All this costs considerably less than a trendy spa (the cheaper ones are usually $2,600 a week) or a Pritikin Longevity Center (the two most prominent charge $4,300 per person double for a two-week program, $7,600 for a month). At Duke’s DFC, during the regular season (Jan-Oct), the fees run $6,995 per person for a four-week stay, $6,074 per person for three weeks, $5,395 for two weeks (or $675 to $775 per additional week past “core programs”), and cover everything except lodging: three meals and healthy snacks, exercise, complex medical and psychological evaluations, swimming and gym work, classroom lectures, seminars, workshops, a complementary massage therapy session. Most participants then stay in a $75-a night, one-bedroom apartment in Duke Towers (a comfortable, modern, but low-rise hotel) across the road, or in a number of cheaper (as little as $450 a month) nearby motels (and one large B&B house) recommended by the DFC. For brochures and application forms, contact Duke Diet and Fitness Center, 3475 Erwin Rd., Durham, NC 27705 (phone 800/235-DUKE or 919/660-6734, fax 919/684-8246, e-mail firstname.lastname@example.org). Also online at www.dukedietcenter.org.

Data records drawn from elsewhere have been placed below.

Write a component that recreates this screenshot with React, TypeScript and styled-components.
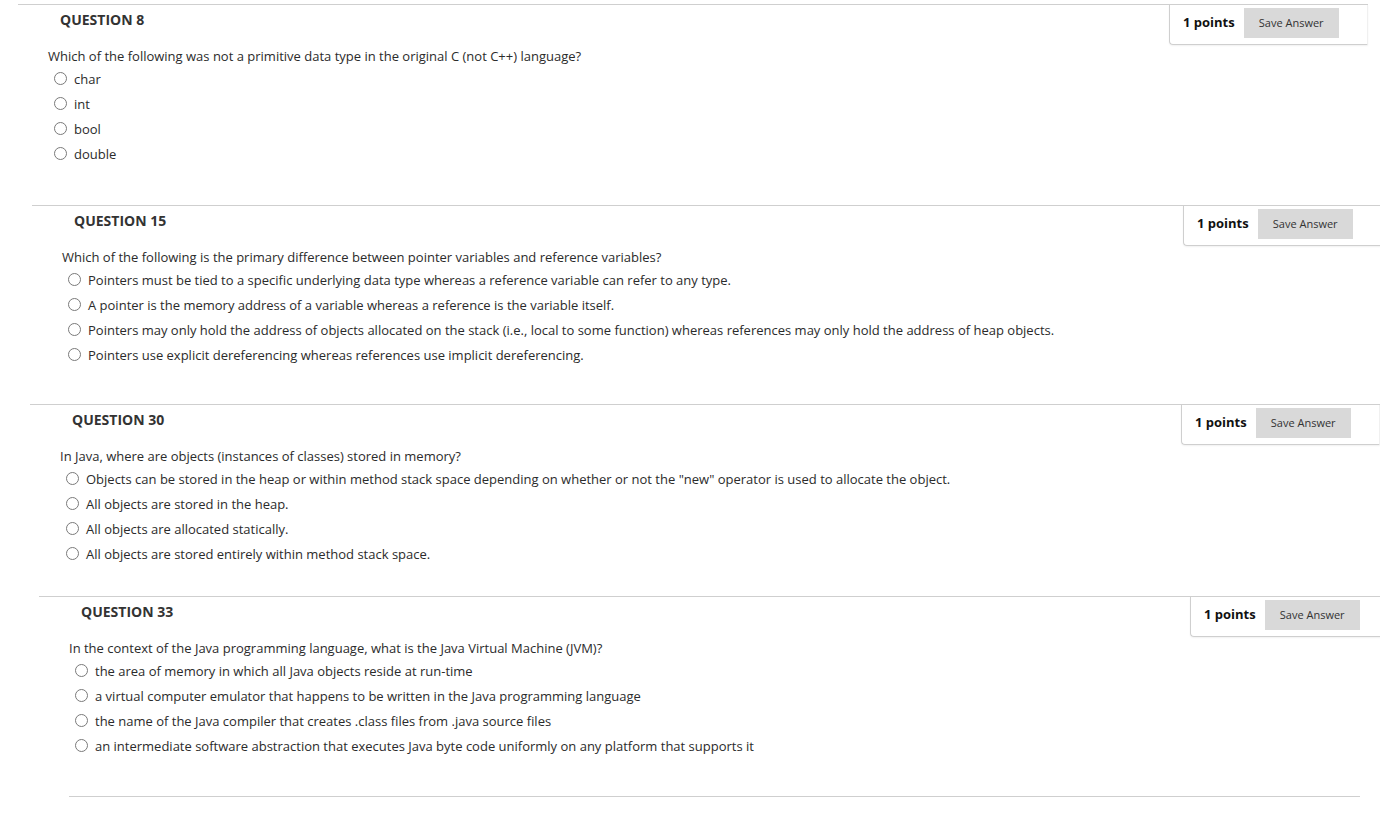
import React from "react"
import styled, { createGlobalStyle } from "styled-components"

const GlobalStyle = createGlobalStyle`
  html, body {
    margin: 0;
    padding: 0;
    background: #fff;
  }
  body {
    font-family: "Open Sans", "Liberation Sans", sans-serif;
    font-size: 13px;
    color: #333;
    overflow: hidden;
  }
`

type QuestionData = {
  number: number
  text: string
  options: string[]
  offset: number
  gap: number
}

const questions: QuestionData[] = [
  {
    number: 8,
    text: "Which of the following was not a primitive data type in the original C (not C++) language?",
    options: ["char", "int", "bool", "double"],
    offset: 18,
    gap: 4,
  },
  {
    number: 15,
    text: "Which of the following is the primary difference between pointer variables and reference variables?",
    options: [
      "Pointers must be tied to a specific underlying data type whereas a reference variable can refer to any type.",
      "A pointer is the memory address of a variable whereas a reference is the variable itself.",
      "Pointers may only hold the address of objects allocated on the stack (i.e., local to some function) whereas references may only hold the address of heap objects.",
      "Pointers use explicit dereferencing whereas references use implicit dereferencing.",
    ],
    offset: 32,
    gap: 39,
  },
  {
    number: 30,
    text: "In Java, where are objects (instances of classes) stored in memory?",
    options: [
      'Objects can be stored in the heap or within method stack space depending on whether or not the "new" operator is used to allocate the object.',
      "All objects are stored in the heap.",
      "All objects are allocated statically.",
      "All objects are stored entirely within method stack space.",
    ],
    offset: 30,
    gap: 37,
  },
  {
    number: 33,
    text: "In the context of the Java programming language, what is the Java Virtual Machine (JVM)?",
    options: [
      "the area of memory in which all Java objects reside at run-time",
      "a virtual computer emulator that happens to be written in the Java programming language",
      "the name of the Java compiler that creates .class files from .java source files",
      "an intermediate software abstraction that executes Java byte code uniformly on any platform that supports it",
    ],
    offset: 39,
    gap: 30,
  },
]

const Page = styled.div`
  width: 1380px;
  height: 814px;
  overflow: hidden;
`

const Block = styled.section<{ $offset: number; $gap: number }>`
  width: 1350px;
  margin-left: ${p => p.$offset}px;
  margin-top: ${p => p.$gap}px;
  border-top: 1px solid #cfcfcf;
`

const Header = styled.div`
  display: flex;
  align-items: flex-start;
`

const Title = styled.h3`
  margin: 0;
  padding: 5px 0 0 42px;
  font-size: 14px;
  line-height: 20px;
  font-weight: 700;
  color: #333;
`

const PointsBox = styled.div`
  margin-left: auto;
  width: 197px;
  height: 39px;
  box-sizing: content-box;
  display: flex;
  align-items: flex-start;
  border-left: 1px solid #cfcfcf;
  border-right: 1px solid #f0f0f0;
  border-bottom: 1px solid #cfcfcf;
  border-bottom-left-radius: 4px;
  box-shadow: 0 1px 2px rgba(0, 0, 0, 0.06);
`

const Points = styled.span`
  margin: 8px 0 0 13px;
  font-size: 13px;
  line-height: 18px;
  font-weight: 700;
  color: #111;
`

const SaveButton = styled.button`
  margin: 3px 0 0 9px;
  width: 95px;
  height: 30px;
  padding: 0 0 2px;
  border: none;
  background: #d9d9d9;
  font-family: "Open Sans", "Liberation Sans", sans-serif;
  font-size: 11px;
  color: #333;
`

const QuestionText = styled.p`
  margin: 1px 0 0 30px;
  font-size: 13px;
  line-height: 20px;
  color: #2b2b2b;
`

const Options = styled.ul`
  list-style: none;
  margin: 0;
  padding: 0 0 0 36px;
`

const Option = styled.li`
  display: flex;
  align-items: center;
  gap: 7px;
  height: 25px;
  font-size: 13px;
  color: #2b2b2b;
`

const Radio = styled.span`
  width: 13px;
  height: 13px;
  box-sizing: border-box;
  border: 1px solid #7a7a7a;
  border-radius: 50%;
  flex-shrink: 0;
`

const Footer = styled.hr`
  margin: 38px 0 0 69px;
  width: 1291px;
  border: none;
  border-top: 1px solid #cfcfcf;
`

const Question = ({ q }: { q: QuestionData }) => (
  <Block $offset={q.offset} $gap={q.gap}>
    <Header>
      <Title>QUESTION {q.number}</Title>
      <PointsBox>
        <Points>1 points</Points>
        <SaveButton>Save Answer</SaveButton>
      </PointsBox>
    </Header>
    <QuestionText>{q.text}</QuestionText>
    <Options>
      {q.options.map(opt => (
        <Option key={opt}>
          <Radio />
          <span>{opt}</span>
        </Option>
      ))}
    </Options>
  </Block>
)

export default function App() {
  return (
    <Page>
      <GlobalStyle />
      {questions.map(q => (
        <Question key={q.number} q={q} />
      ))}
      <Footer />
    </Page>
  )
}
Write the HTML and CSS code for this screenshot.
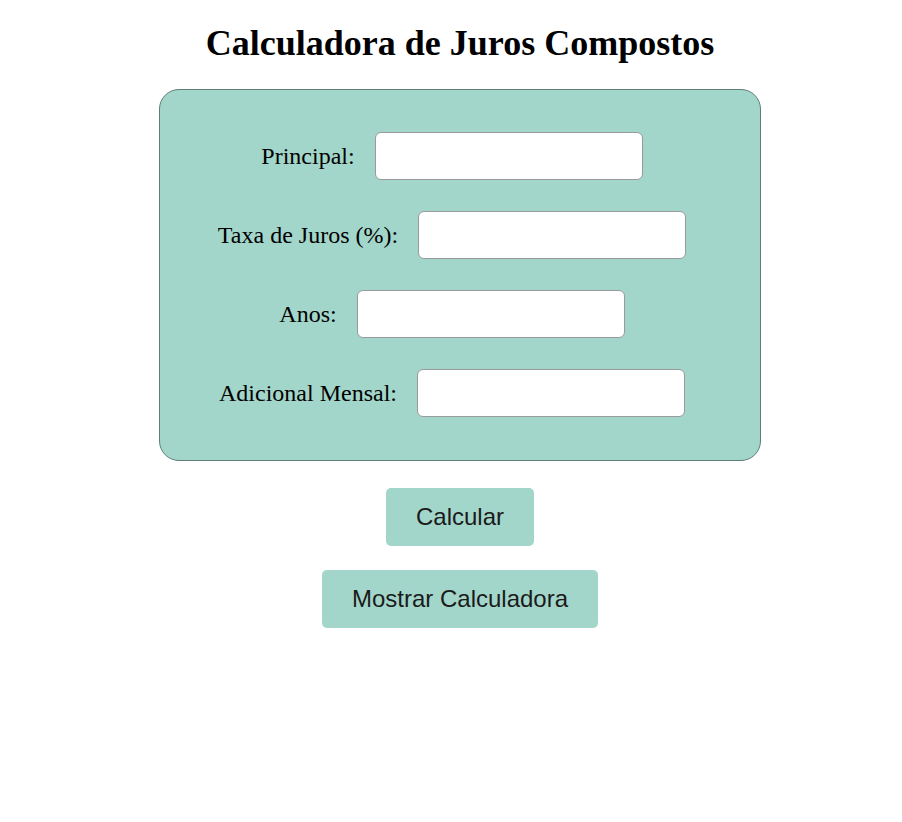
FILE: index.html
```html
<!DOCTYPE html>
<html lang="pt">
<head>
<meta charset="utf-8">
<title>Calculadora de Juros Compostos</title>
<link rel="stylesheet" href="styles.css">
</head>
<body>
<main class="page">
  <h1 class="title">Calculadora de Juros Compostos</h1>
  <form class="card">
    <div class="row">
      <label class="label" for="principal">Principal:</label>
      <input class="field" id="principal" type="text">
    </div>
    <div class="row">
      <label class="label" for="taxa">Taxa de Juros (%):</label>
      <input class="field" id="taxa" type="text">
    </div>
    <div class="row">
      <label class="label" for="anos">Anos:</label>
      <input class="field" id="anos" type="text">
    </div>
    <div class="row">
      <label class="label" for="adicional">Adicional Mensal:</label>
      <input class="field" id="adicional" type="text">
    </div>
  </form>
  <div class="actions">
    <button class="btn" type="button">Calcular</button>
    <button class="btn" type="button">Mostrar Calculadora</button>
  </div>
</main>
</body>
</html>
```
FILE: styles.css
```css
html, body {
  margin: 0;
  padding: 0;
  background: #ffffff;
}
body {
  font-family: "Liberation Serif", "Times New Roman", serif;
  color: #000;
}
.page {
  padding: 22px 0 0 18px;
  display: flex;
  flex-direction: column;
  align-items: center;
}
.title {
  margin: 0 0 25px;
  font-size: 36px;
  font-weight: bold;
  line-height: normal;
  text-align: center;
}
.card {
  box-sizing: border-box;
  width: 602px;
  background: #a3d6ca;
  border: 1px solid #5e7f77;
  border-radius: 20px;
  padding: 42px 0 43px;
  display: flex;
  flex-direction: column;
  gap: 31px;
}
.row {
  display: flex;
  align-items: center;
  justify-content: center;
  padding-right: 16px;
}
.label {
  font-size: 24px;
  margin-right: 20px;
}
.field {
  box-sizing: border-box;
  width: 268px;
  height: 48px;
  margin: 0;
  border: 1px solid #9a9a9a;
  border-radius: 6px;
  background: #fff;
  font-size: 20px;
  padding: 0 10px;
}
.actions {
  margin-top: 27px;
  display: flex;
  flex-direction: column;
  align-items: center;
  gap: 24px;
}
.btn {
  font-family: "Liberation Sans", Arial, sans-serif;
  font-size: 24px;
  line-height: normal;
  color: #1b1b1b;
  background: #a3d6ca;
  border: none;
  border-radius: 5px;
  padding: 15px 30px;
  margin: 0;
}
```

Space doesn’t permit a lengthy discussion of Durham’s several other diet centers. Structure House follows much the same approach as at the DFC, but with a far greater emphasis on behavioral and psychological counseling, and is nearly the same size. It maintains its own lodgings on its own impressive grounds and rarely permits its patients to live “off campus.” Guests usually stay from one to four weeks, and total charges, including meals and lodging average $2,200 a week for the first four weeks. A fifth week costs $1,400. Contact Structure House, 3017 Pickett Rd., Durham, NC 27705 (phone 919/493-4205, or toll free 800/553-0052, e-mail email@example.com, www.structurehouse.com).

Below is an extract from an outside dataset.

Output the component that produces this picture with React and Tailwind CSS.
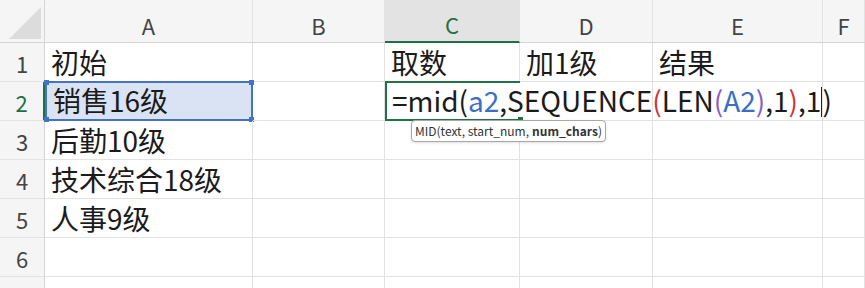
import React from 'react';

const cols = [
  { key: 'A', w: 'w-[208px]' },
  { key: 'B', w: 'w-[132px]' },
  { key: 'C', w: 'w-[135px]' },
  { key: 'D', w: 'w-[133px]' },
  { key: 'E', w: 'w-[170px]' },
  { key: 'F', w: 'flex-1' },
];

const data = {
  1: { A: '初始', C: '取数', D: '加1级', E: '结果' },
  2: { A: '销售16级' },
  3: { A: '后勤10级' },
  4: { A: '技术综合18级' },
  5: { A: '人事9级' },
  6: {},
  7: {},
};

const font = { fontFamily: '"Noto Sans CJK SC", "Noto Sans", sans-serif' };

function Formula() {
  return (
    <span className="whitespace-nowrap">
      =mid(<span className="text-[#3a6fc4]">a2</span>,SEQUENCE<span className="text-[#d13438]">(</span>LEN
      <span className="text-[#8a5cc8]">(</span>
      <span className="text-[#3a6fc4]">A2</span>
      <span className="text-[#8a5cc8]">)</span>,1<span className="text-[#d13438]">)</span>,1
      <span className="inline-block w-[1px] h-[30px] bg-[#222] align-middle -mt-1"></span>)
    </span>
  );
}

export default function App() {
  return (
    <div className="w-[865px] h-[288px] overflow-hidden bg-white select-none" style={font}>
      {/* column headers */}
      <div className="flex h-[43px] bg-[#f5f5f5] border-b border-[#d4d4d4]">
        <div className="w-[45px] flex items-end justify-end p-[3px] border-r border-[#d4d4d4]">
          <div className="w-0 h-0 border-l-[32px] border-l-transparent border-b-[32px] border-b-[#dcdcdc]"></div>
        </div>
        {cols.map((c) => (
          <div
            key={c.key}
            className={`${c.w} flex items-end justify-center pb-[2px] text-[22px] leading-[30px] border-r border-[#e2e2e2] ${
              c.key === 'C'
                ? 'bg-[#e3e3e3] text-[#1e7145] border-b-2 border-b-[#1e7145] -mb-[1px]'
                : 'text-[#444]'
            }`}
          >
            {c.key}
          </div>
        ))}
      </div>

      {Object.entries(data).map(([r, row]) => (
        <div key={r} className="flex h-[39px]">
          <div
            className={`w-[45px] flex items-end justify-center pb-[1px] text-[22px] leading-[34px] bg-[#f5f5f5] border-b border-[#e2e2e2] ${
              r === '2' ? 'text-[#1e7145] border-r-2 border-r-[#1e7145]' : 'text-[#444] border-r border-r-[#d4d4d4]'
            }`}
          >
            {r}
          </div>
          {cols.map((c) => {
            const selected = r === '2' && c.key === 'A';
            const editing = r === '2' && c.key === 'C';
            return (
              <div
                key={c.key}
                className={`${c.w} relative flex items-end px-[6px] text-[28px] leading-[38px] text-[#1b1b1b] whitespace-nowrap ${
                  selected
                    ? 'bg-[#dae3f3] border-2 border-[#4472c4] -mt-[1px]'
                    : editing
                    ? 'z-20 border-2 border-[#217346] -mt-[1px] border-r-0 pl-[5px]'
                    : 'border-r border-b border-[#e2e2e2]'
                }`}
              >
                {selected && (
                  <>
                    <span className="absolute -left-[3px] -top-[3px] w-[5px] h-[5px] bg-[#4472c4]"></span>
                    <span className="absolute -right-[3px] -top-[3px] w-[5px] h-[5px] bg-[#4472c4]"></span>
                    <span className="absolute -left-[3px] -bottom-[3px] w-[5px] h-[5px] bg-[#4472c4]"></span>
                    <span className="absolute -right-[3px] -bottom-[3px] w-[5px] h-[5px] bg-[#4472c4]"></span>
                  </>
                )}
                {editing && (
                  <>
                    <span className="absolute -right-[3px] -bottom-[3px] w-[5px] h-[5px] bg-[#217346]"></span>
                    <Formula />
                    <div className="absolute left-[24px] top-[37px] z-30 flex items-center h-[22px] px-[3px] bg-white border border-[#a8a8a8] rounded-[4px] shadow-sm text-[12px] leading-none text-[#333] whitespace-nowrap">
                      MID(text, start_num, <b className="ml-[3px] font-bold">num_chars</b>)
                    </div>
                  </>
                )}
                {!editing && row[c.key]}
              </div>
            );
          })}
        </div>
      ))}
    </div>
  );
}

The Duke Rice Diet Program, in a modest white frame residence, prescribes a far more radical regimen than the other three (initially, simply rice and fruit), provides little behavioral counseling or fitness exercises (other than yoga), and is primarily for seriously ill or seriously obese persons who need to lose weight fast and massively. Although administrators of several other diet centers disagree with its approach, they always speak of it with great respect; but a stay there, in my opinion, is to be prescribed only by your physician. Rice House is administered from 3543 Rose of Sharon Rd. Durham NC, 27712, phone 919/383-7276 ext. 1, Web address www.ricediet.com , firstname.lastname@example.org), where patients undergo an exhaustive, initial checkup. After that, they pay $4,200 for the first month ($490/week for the next eight weeks, after that $370 a week) for continual medical evaluations, lab tests, and those three-spartan-daily meals at the modest Rice House. A 50% discount is available for an accompanying support person, good any time of the year. Lodging at nearby inns or hotels can cost from $300 to $1500 per month with many shuttle services available, depending on your choice of accommodation. The program is apparently based on the belief that modifications to the normal American diet — the goal of the other centers — are not sufficient, but rather a wholly new and healthier diet (low salt, low protein) must be substituted; and people need also to be taught to eat far less.
As for me, I’ll stick with the more moderate adjustments to the typical American diet prescribed by DFC; they seem capable of being sustained after you have returned home from Durham — and isn’t that the point?
Bear in mind that some dieters simply check into a low-cost motel in Durham for a week or two, without entering a center, and take their meals at the several Durham restaurants that now cater to them and cook in fat-free, low-calorie style. Other such lodgings have instituted a program of onsite low-calorie meals, and added the services of a doctor who calls at the hotel.